## Goal
Wherever a line in the data below holds "React", copy that line.

***

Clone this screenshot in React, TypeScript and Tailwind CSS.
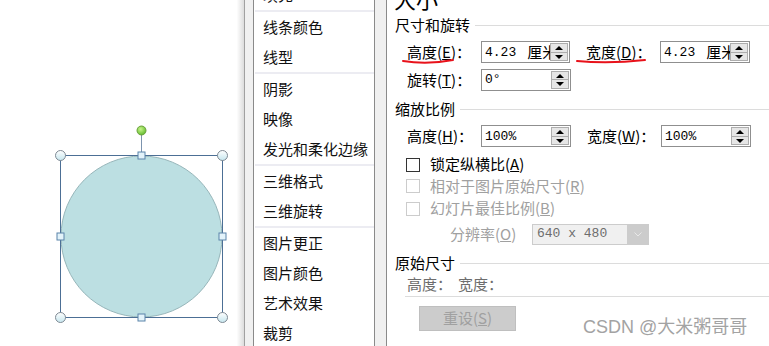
import React from "react";

const CJK = '"Noto Sans CJK SC", "Noto Sans", sans-serif';
const MONO = '"Liberation Mono", "Noto Sans CJK SC", monospace';

function Spin() {
  return (
    <div className="flex flex-col w-[19px] h-full py-[1px] pr-[1px] gap-0">
      <div className="flex-1 bg-[#e6e6e6] border border-[#adadad] flex items-center justify-center">
        <svg width="8" height="4" viewBox="0 0 8 4"><path d="M0 4 L4 0 L8 4Z" fill="#000" /></svg>
      </div>
      <div className="flex-1 bg-[#e6e6e6] border border-t-0 border-[#adadad] flex items-center justify-center">
        <svg width="8" height="4" viewBox="0 0 8 4"><path d="M0 0 L4 4 L8 0Z" fill="#000" /></svg>
      </div>
    </div>
  );
}

function Field({ value, unit, w }: { value: string; unit?: boolean; w: number }) {
  return (
    <div
      className="h-[22px] border border-[#8f8f8f] bg-white flex items-stretch overflow-hidden"
      style={{ width: w }}
    >
      <div className="flex-1 overflow-hidden whitespace-nowrap pl-[3px] flex items-center text-[13px] text-black" style={{ fontFamily: MONO }}>
        {value}
        {unit && (
          <span className="ml-[11px] text-[15px]" style={{ fontFamily: CJK }}>
            厘米
          </span>
        )}
      </div>
      <Spin />
    </div>
  );
}

function Label({ text, k, w = 74 }: { text: string; k: string; w?: number }) {
  return (
    <div className="text-[15px] text-black whitespace-nowrap" style={{ width: w, fontFamily: CJK }}>
      {text}(<span className="underline">{k}</span>)：
    </div>
  );
}

function Header({ text }: { text: string }) {
  return (
    <div className="h-[24px] flex items-center gap-[5px] pl-[8px] text-[15px] text-black" style={{ fontFamily: CJK }}>
      <span className="whitespace-nowrap">{text}</span>
      <div className="flex-1 h-px bg-[#dcdcdc]" />
    </div>
  );
}

function Check({ text, k, disabled }: { text: string; k: string; disabled?: boolean }) {
  return (
    <div className="flex items-center pl-[19px] gap-[10px] text-[15px]" style={{ fontFamily: CJK }}>
      <div className={"w-[14px] h-[14px] bg-white border " + (disabled ? "border-[#cccccc]" : "border-[#333333]")} />
      <span className={disabled ? "text-[#a0a0a0]" : "text-black"}>
        {text}(<span className="underline">{k}</span>)
      </span>
    </div>
  );
}

function Canvas() {
  const corners = [
    [60.5, 155.5],
    [222.5, 155.5],
    [60.5, 317.5],
    [222.5, 317.5],
  ];
  const sides = [
    [141.5, 155.5],
    [60.5, 236.5],
    [222.5, 236.5],
    [141.5, 317.5],
  ];
  return (
    <div className="relative w-[244px] h-full bg-gradient-to-r from-white from-[97%] to-[#dcdcdc]">
      <svg className="absolute left-0 top-0" width="244" height="346" viewBox="0 0 244 346">
        <defs>
          <linearGradient id="hc" x1="0" y1="0" x2="0" y2="1">
            <stop offset="0" stopColor="#ffffff" />
            <stop offset="1" stopColor="#c6e6ee" />
          </linearGradient>
          <radialGradient id="gr" cx="0.4" cy="0.35" r="0.7">
            <stop offset="0" stopColor="#c8f58a" />
            <stop offset="1" stopColor="#5cb82a" />
          </radialGradient>
        </defs>
        <line x1="141.5" y1="134" x2="141.5" y2="152" stroke="#7c94ae" strokeWidth="1" />
        <circle cx="141.5" cy="236.5" r="80.5" fill="#bcdfe2" stroke="#97b6ba" strokeWidth="1" />
        <rect x="60.5" y="155.5" width="162" height="162" fill="none" stroke="#4c6f95" strokeWidth="1" />
        {corners.map(([x, y], i) => (
          <circle key={i} cx={x} cy={y} r="5" fill="url(#hc)" stroke="#7f8a94" strokeWidth="1" />
        ))}
        {sides.map(([x, y], i) => (
          <rect key={i} x={x - 3.5} y={y - 3.5} width="7" height="7" fill="#e3f3fa" stroke="#5b84aa" strokeWidth="1" />
        ))}
        <circle cx="141.5" cy="130.5" r="4.5" fill="url(#gr)" stroke="#6a9f3c" strokeWidth="1" />
      </svg>
    </div>
  );
}

const groups = [
  ["填充"],
  ["线条颜色", "线型"],
  ["阴影", "映像", "发光和柔化边缘"],
  ["三维格式", "三维旋转"],
  ["图片更正", "图片颜色", "艺术效果", "裁剪", "大小"],
];

function List() {
  return (
    <div className="w-[120px] h-full bg-white overflow-hidden">
      <div className="-mt-[20px] flex flex-col">
        {groups.map((g, gi) => (
          <React.Fragment key={gi}>
            {gi > 0 && <div className="h-[2px] ml-[1px] bg-[#ececf2]" />}
            {g.map((t) => (
              <div
                key={t}
                className="h-[30px] flex items-center pl-[9px] text-[15px] text-[#111] whitespace-nowrap"
                style={{ fontFamily: CJK }}
              >
                {t}
              </div>
            ))}
          </React.Fragment>
        ))}
      </div>
    </div>
  );
}

function Right() {
  return (
    <div className="relative flex-1 h-full bg-white overflow-hidden">
      <div className="-mt-[17px] h-[30px] leading-[30px] pl-[7px] text-[22px] text-black" style={{ fontFamily: CJK }}>
        大小
      </div>
      <Header text="尺寸和旋转" />
      <div className="mt-[4px] flex items-center pl-[20px]">
        <Label text="高度" k="E" />
        <Field value="4.23" unit w={89} />
        <div className="w-[16px]" />
        <Label text="宽度" k="D" />
        <Field value="4.23" unit w={90} />
      </div>
      <div className="mt-[5px] flex items-center pl-[20px]">
        <Label text="旋转" k="T" />
        <Field value="0°" w={90} />
      </div>
      <div className="mt-[6px]">
        <Header text="缩放比例" />
      </div>
      <div className="mt-[4px] flex items-center pl-[20px]">
        <Label text="高度" k="H" />
        <Field value="100%" w={90} />
        <div className="w-[16px]" />
        <Label text="宽度" k="W" />
        <Field value="100%" w={90} />
      </div>
      <div className="mt-[6px] h-[22px] flex items-center">
        <Check text="锁定纵横比" k="A" />
      </div>
      <div className="h-[21px] flex items-center">
        <Check text="相对于图片原始尺寸" k="R" disabled />
      </div>
      <div className="mt-[1px] h-[22px] flex items-center">
        <Check text="幻灯片最佳比例" k="B" disabled />
      </div>
      <div className="mt-[4px] h-[21px] flex items-center pl-[63px]">
        <div className="w-[82px] text-[15px] text-[#a0a0a0] whitespace-nowrap" style={{ fontFamily: CJK }}>
          分辨率(<span className="underline">O</span>)
        </div>
        <div className="w-[117px] h-[21px] border border-[#cccccc] bg-[#f0f0f0] flex items-stretch">
          <div className="flex-1 pl-[4px] flex items-center text-[13px] text-[#6d6d6d]" style={{ fontFamily: MONO }}>
            640 x 480
          </div>
          <div className="w-[21px] bg-[#cccccc] flex items-center justify-center">
            <svg width="8" height="5" viewBox="0 0 8 5">
              <path d="M0.5 0.5 L4 4 L7.5 0.5" fill="none" stroke="#e8e8e8" strokeWidth="1" />
            </svg>
          </div>
        </div>
      </div>
      <div className="mt-[7px]">
        <Header text="原始尺寸" />
      </div>
      <div className="h-[18px] flex items-center pl-[20px] text-[15px] text-[#6d6d6d]" style={{ fontFamily: CJK }}>
        <span className="w-[51px]">高度：</span>
        <span>宽度：</span>
      </div>
      <div className="mt-[2px] ml-[18px] h-px bg-[#dcdcdc]" />
      <div className="mt-[9px] ml-[32px] w-[97px] h-[25px] bg-[#cccccc] border border-[#bfbfbf] flex items-center justify-center text-[15px] text-[#a0a0a0]" style={{ fontFamily: CJK }}>
        重设(<span className="underline">S</span>)
      </div>

      <svg className="absolute left-0 top-0 pointer-events-none" width="382" height="80" viewBox="0 0 382 80">
        <path d="M16 61 Q40 65 66 60" fill="none" stroke="#e8121b" strokeWidth="2" strokeLinecap="round" />
        <path d="M190 61 Q222 64 258 60" fill="none" stroke="#e8121b" strokeWidth="2" strokeLinecap="round" />
      </svg>

      <div
        className="absolute left-[196px] top-[316px] leading-[22px] text-[18px] text-[#a3a3a3] whitespace-nowrap"
        style={{ fontFamily: '"Liberation Sans", "Noto Sans CJK SC", sans-serif' }}
      >
        CSDN @大米粥哥哥
      </div>
    </div>
  );
}

export default function App() {
  return (
    <div className="w-[769px] h-[346px] overflow-hidden flex bg-white">
      <Canvas />
      <div className="w-px h-full bg-[#a0a0a0]" />
      <div className="w-[8px] h-full bg-[#f0f0f0]" />
      <div className="w-px h-full bg-[#8a8a8a]" />
      <List />
      <div className="w-px h-full bg-[#8a8a8a]" />
      <div className="w-[11px] h-full bg-[#f0f0f0]" />
      <div className="w-px h-full bg-[#8a8a8a]" />
      <Right />
    </div>
  );
}
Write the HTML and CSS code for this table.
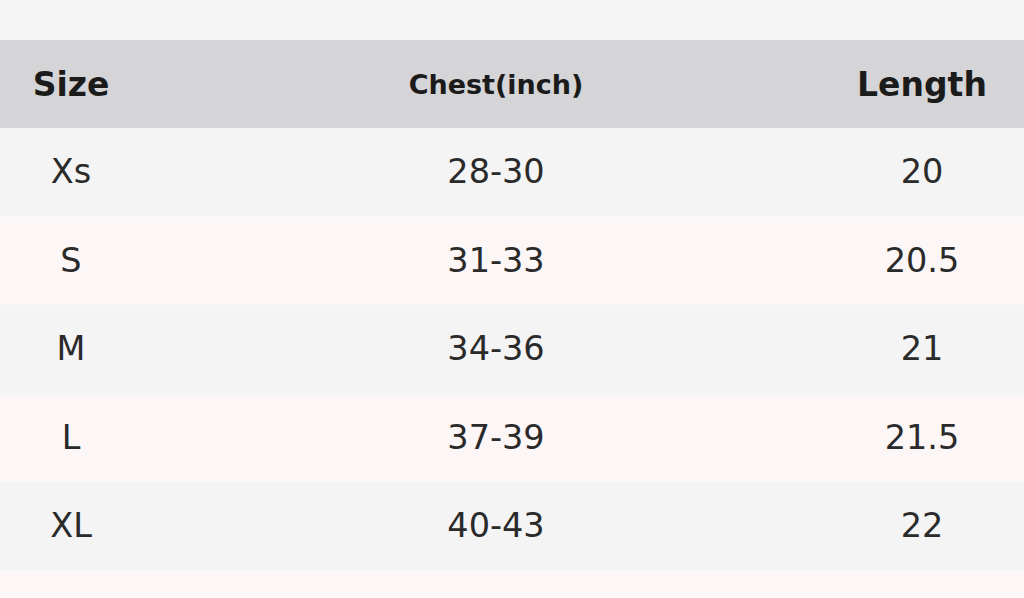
FILE: index.html
```html
<!DOCTYPE html>
<html>
<head>
<meta charset="utf-8">
<link rel="stylesheet" href="styles.css">
</head>
<body>
<div class="page">
  <div class="top"></div>
  <div class="table">
    <div class="row head">
      <div class="cell">Size</div>
      <div class="cell small">Chest(inch)</div>
      <div class="cell">Length</div>
    </div>
    <div class="row grey"><div class="cell">Xs</div><div class="cell">28-30</div><div class="cell">20</div></div>
    <div class="row pink"><div class="cell">S</div><div class="cell">31-33</div><div class="cell">20.5</div></div>
    <div class="row grey"><div class="cell">M</div><div class="cell">34-36</div><div class="cell">21</div></div>
    <div class="row pink"><div class="cell">L</div><div class="cell">37-39</div><div class="cell">21.5</div></div>
    <div class="row grey"><div class="cell">XL</div><div class="cell">40-43</div><div class="cell">22</div></div>
    <div class="row pink"><div class="cell"></div><div class="cell"></div><div class="cell"></div></div>
  </div>
</div>
</body>
</html>
```
FILE: styles.css
```css
html, body {
  margin: 0;
  padding: 0;
  background: #f5f5f5;
  overflow: hidden;
}
.page {
  width: 1024px;
  height: 598px;
  overflow: hidden;
  font-family: "DejaVu Sans", Verdana, sans-serif;
  color: #2a2a2a;
}
.top {
  height: 40px;
  background: #f5f5f5;
}
.table {
  display: flex;
  flex-direction: column;
}
.row {
  display: grid;
  grid-template-columns: 142px 708px 144px 30px;
  align-items: center;
  height: 88.5px;
  font-size: 33.5px;
}
.cell {
  text-align: center;
  white-space: nowrap;
}
.head {
  height: 88px;
  background: #d5d4d6;
  font-weight: bold;
  font-size: 33px;
  color: #1b1b1b;
}
.head .small {
  font-size: 27px;
}
.grey {
  background: #f4f4f4;
  border-bottom: 1px solid #f8f8f8;
  box-sizing: border-box;
}
.pink {
  background: #fcf7f6;
  border-bottom: 1px solid #f8f7f7;
  box-sizing: border-box;
}
```
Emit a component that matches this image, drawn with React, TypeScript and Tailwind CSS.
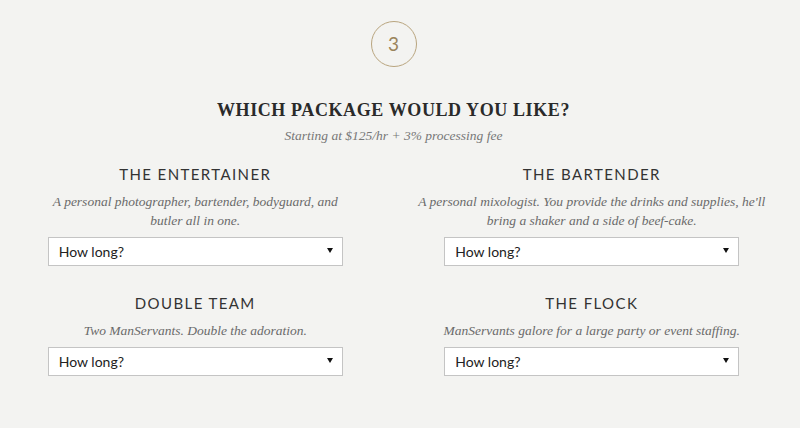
const packages = [
  {
    name: "THE ENTERTAINER",
    lines: ["A personal photographer, bartender, bodyguard, and", "butler all in one."],
  },
  {
    name: "THE BARTENDER",
    lines: ["A personal mixologist. You provide the drinks and supplies, he'll", "bring a shaker and a side of beef-cake."],
  },
  {
    name: "DOUBLE TEAM",
    lines: ["Two ManServants. Double the adoration."],
  },
  {
    name: "THE FLOCK",
    lines: ["ManServants galore for a large party or event staffing."],
  },
];

function DurationSelect() {
  return (
    <div className="flex h-[29px] w-[295px] items-center justify-between border border-[#c4c4c4] bg-white pl-[10px] pr-[8px]">
      <span className="font-['Lato',sans-serif] text-[14px] text-[#222]">How long?</span>
      <svg width="6" height="5" viewBox="0 0 6 5" className="mr-[1px] mt-[-2px]">
        <polygon points="0,0 6,0 3,5" fill="#111" />
      </svg>
    </div>
  );
}

export default function App() {
  return (
    <div className="min-h-[428px] w-full bg-[#f3f3f1]">
      <div className="flex w-[787px] flex-col items-center pt-[21px]">
        {/* step marker */}
        <div className="flex h-[46px] w-[46px] items-center justify-center rounded-full border border-[#b9a57f]">
          <span className="font-['Lato',sans-serif] text-[19px] text-[#9a845c]">3</span>
        </div>

        <h2 className="mt-[31px] font-['Liberation_Serif',serif] text-[18px] font-bold leading-[24px] tracking-[0.6px] text-[#2a2a2a]">
          WHICH PACKAGE WOULD YOU LIKE?
        </h2>
        <p className="mt-[5px] font-['Liberation_Serif',serif] text-[13.5px] italic leading-[18px] text-[#777]">
          Starting at $125/hr + 3% processing fee
        </p>

        <div className="mt-[19px] grid grid-cols-[391px_391px] gap-x-[5.5px] gap-y-[27px]">
          {packages.map((p) => (
            <div key={p.name} className="flex flex-col items-center">
              <h3 className="font-['Lato',sans-serif] text-[15px] leading-[20px] tracking-[1.4px] text-[#333]">
                {p.name}
              </h3>
              <p className="mt-[8px] text-center font-['Liberation_Serif',serif] text-[13.5px] italic leading-[19px] text-[#6a6a6a]">
                {p.lines.map((l, i) => (
                  <span key={i} className="block whitespace-nowrap">
                    {l}
                  </span>
                ))}
              </p>
              <div className="mt-[7px]">
                <DurationSelect />
              </div>
            </div>
          ))}
        </div>
      </div>
    </div>
  );
}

***

## Task result
Clone this screenshot in React, TypeScript and Tailwind CSS.
import React from "react";
          <React.Fragment key={gi}>
          </React.Fragment>
Emit a component that matches this image, drawn with React, TypeScript and Tailwind CSS.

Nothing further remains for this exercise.